Written exercise -> Please copy every line of the records below that holds the word "Clone".

Extracted entries ->
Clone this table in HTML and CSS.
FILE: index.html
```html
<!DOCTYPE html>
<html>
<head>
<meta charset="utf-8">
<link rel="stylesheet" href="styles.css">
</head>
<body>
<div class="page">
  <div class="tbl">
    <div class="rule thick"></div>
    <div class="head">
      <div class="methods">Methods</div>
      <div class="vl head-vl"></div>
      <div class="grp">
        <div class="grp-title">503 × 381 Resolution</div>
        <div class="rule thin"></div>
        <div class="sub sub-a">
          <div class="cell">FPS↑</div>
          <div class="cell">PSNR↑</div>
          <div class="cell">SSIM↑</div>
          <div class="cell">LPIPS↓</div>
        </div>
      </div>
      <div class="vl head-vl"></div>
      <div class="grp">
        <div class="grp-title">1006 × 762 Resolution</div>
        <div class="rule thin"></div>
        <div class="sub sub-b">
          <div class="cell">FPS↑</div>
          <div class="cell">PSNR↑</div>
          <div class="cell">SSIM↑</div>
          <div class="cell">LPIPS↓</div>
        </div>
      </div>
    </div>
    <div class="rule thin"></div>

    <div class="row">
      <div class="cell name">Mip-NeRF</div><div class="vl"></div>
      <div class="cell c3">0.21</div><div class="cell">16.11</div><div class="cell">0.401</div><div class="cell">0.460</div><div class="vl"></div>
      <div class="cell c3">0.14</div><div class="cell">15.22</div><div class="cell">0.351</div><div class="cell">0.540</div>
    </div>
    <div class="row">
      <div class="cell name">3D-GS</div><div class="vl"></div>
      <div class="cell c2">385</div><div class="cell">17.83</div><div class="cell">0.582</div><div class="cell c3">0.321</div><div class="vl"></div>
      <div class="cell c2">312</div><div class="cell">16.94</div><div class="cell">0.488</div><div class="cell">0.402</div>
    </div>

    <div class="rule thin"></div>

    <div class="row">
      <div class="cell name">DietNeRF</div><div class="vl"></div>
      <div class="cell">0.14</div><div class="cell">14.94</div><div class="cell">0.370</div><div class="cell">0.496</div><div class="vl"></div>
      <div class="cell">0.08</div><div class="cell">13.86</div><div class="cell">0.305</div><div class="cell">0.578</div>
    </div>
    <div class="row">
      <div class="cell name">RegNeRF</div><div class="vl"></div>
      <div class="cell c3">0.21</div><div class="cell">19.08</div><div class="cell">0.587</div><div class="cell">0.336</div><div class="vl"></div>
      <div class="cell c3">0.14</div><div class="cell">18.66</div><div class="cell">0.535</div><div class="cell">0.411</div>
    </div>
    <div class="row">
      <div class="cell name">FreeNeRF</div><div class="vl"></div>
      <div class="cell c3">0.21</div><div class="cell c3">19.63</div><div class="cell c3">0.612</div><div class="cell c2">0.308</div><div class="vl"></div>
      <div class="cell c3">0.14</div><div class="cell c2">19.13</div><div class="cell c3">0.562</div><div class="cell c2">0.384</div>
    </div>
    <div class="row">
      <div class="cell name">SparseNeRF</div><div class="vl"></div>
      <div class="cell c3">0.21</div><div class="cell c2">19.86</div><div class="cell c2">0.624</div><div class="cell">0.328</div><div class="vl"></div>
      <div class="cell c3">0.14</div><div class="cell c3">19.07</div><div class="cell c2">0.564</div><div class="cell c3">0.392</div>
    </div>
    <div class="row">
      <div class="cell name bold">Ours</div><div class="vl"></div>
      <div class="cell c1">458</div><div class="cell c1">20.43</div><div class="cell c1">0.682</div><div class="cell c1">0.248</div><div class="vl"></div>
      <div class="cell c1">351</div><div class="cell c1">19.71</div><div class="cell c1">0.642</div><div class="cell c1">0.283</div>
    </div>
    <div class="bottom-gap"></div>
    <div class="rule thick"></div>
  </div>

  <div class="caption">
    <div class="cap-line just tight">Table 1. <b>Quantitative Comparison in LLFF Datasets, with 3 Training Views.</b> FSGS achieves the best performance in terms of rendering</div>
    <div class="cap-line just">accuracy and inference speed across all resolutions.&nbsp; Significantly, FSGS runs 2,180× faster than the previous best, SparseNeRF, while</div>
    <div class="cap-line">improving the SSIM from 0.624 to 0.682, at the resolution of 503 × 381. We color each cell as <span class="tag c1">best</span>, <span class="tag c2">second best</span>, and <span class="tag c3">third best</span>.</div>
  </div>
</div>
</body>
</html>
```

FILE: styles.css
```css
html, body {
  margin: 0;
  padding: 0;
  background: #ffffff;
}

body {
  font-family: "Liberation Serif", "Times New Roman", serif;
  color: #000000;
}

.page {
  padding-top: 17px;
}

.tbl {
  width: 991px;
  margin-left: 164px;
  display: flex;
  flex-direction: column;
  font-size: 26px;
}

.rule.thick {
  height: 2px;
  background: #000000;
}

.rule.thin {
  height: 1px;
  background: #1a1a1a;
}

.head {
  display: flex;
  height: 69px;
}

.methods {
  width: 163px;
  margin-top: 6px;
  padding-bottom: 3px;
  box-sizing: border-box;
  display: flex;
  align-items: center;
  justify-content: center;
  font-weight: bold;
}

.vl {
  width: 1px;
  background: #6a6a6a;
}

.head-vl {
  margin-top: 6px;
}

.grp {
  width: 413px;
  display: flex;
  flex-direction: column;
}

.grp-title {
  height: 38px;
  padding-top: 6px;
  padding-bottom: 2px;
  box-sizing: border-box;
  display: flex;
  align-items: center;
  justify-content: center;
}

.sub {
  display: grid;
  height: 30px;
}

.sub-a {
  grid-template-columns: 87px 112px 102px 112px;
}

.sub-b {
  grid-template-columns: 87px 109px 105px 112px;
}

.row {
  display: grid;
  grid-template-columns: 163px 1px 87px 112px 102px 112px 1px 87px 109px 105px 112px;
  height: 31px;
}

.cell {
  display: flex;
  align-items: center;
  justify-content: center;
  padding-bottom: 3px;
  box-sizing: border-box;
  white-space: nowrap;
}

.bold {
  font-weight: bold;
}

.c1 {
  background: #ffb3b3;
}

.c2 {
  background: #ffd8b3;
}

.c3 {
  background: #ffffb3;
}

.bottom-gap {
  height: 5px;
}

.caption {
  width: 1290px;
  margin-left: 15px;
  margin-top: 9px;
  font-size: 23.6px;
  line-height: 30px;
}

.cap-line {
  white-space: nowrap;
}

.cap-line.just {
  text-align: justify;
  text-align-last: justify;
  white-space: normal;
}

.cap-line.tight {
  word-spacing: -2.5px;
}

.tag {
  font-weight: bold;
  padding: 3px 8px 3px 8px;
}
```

==

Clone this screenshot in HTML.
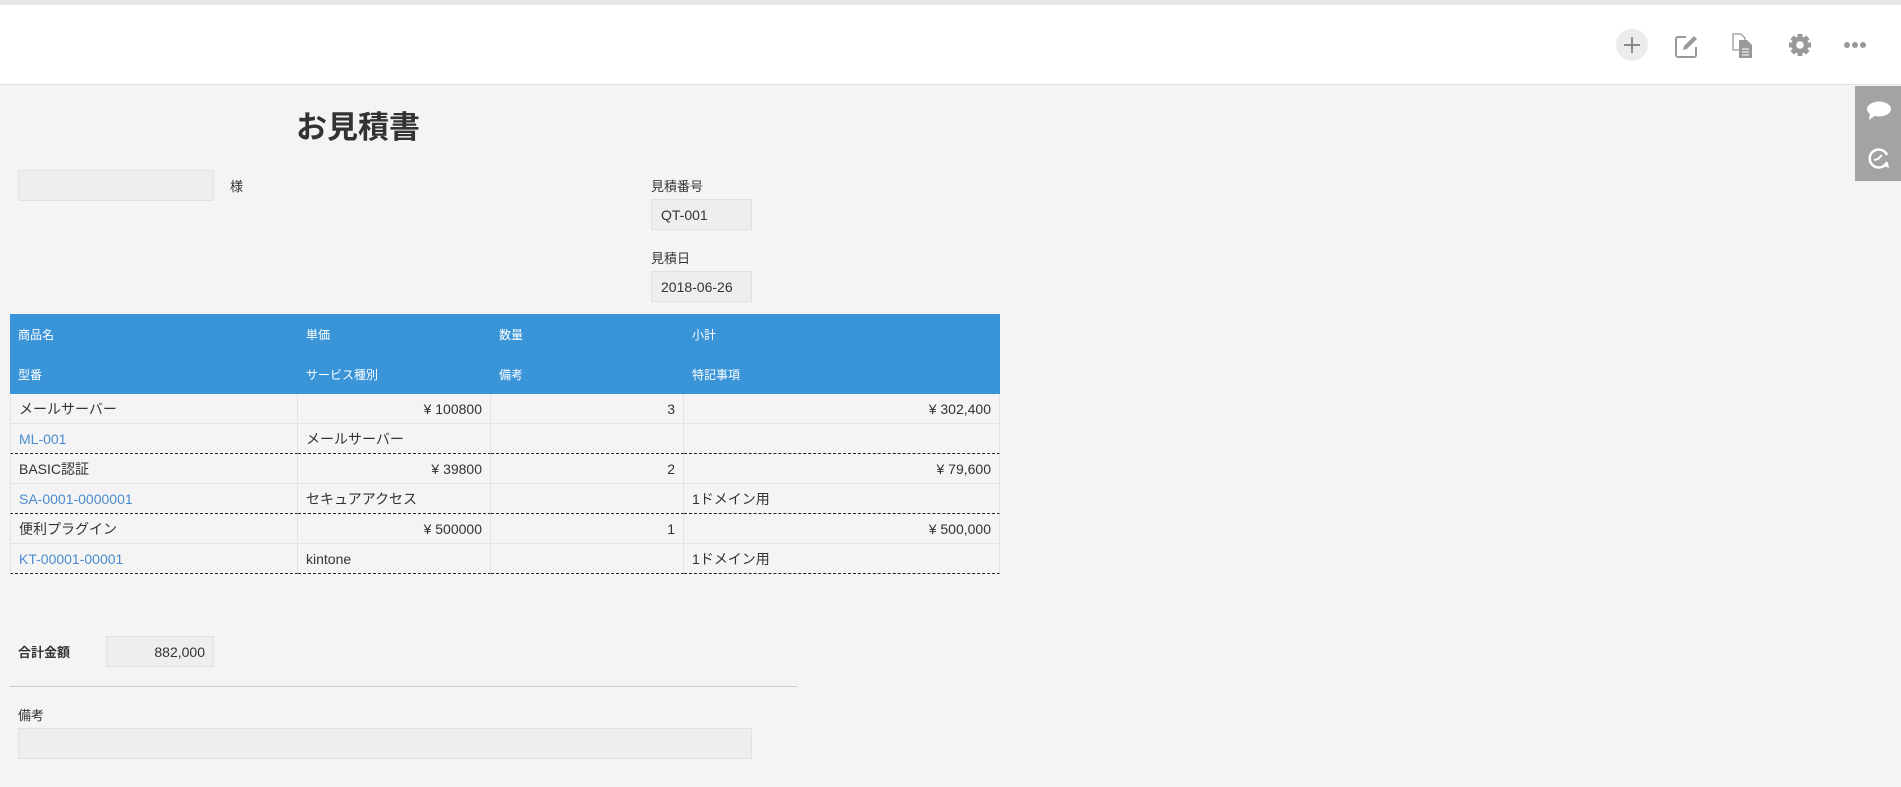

The response ->
Clone this table in HTML and CSS.
Clone this screenshot in HTML.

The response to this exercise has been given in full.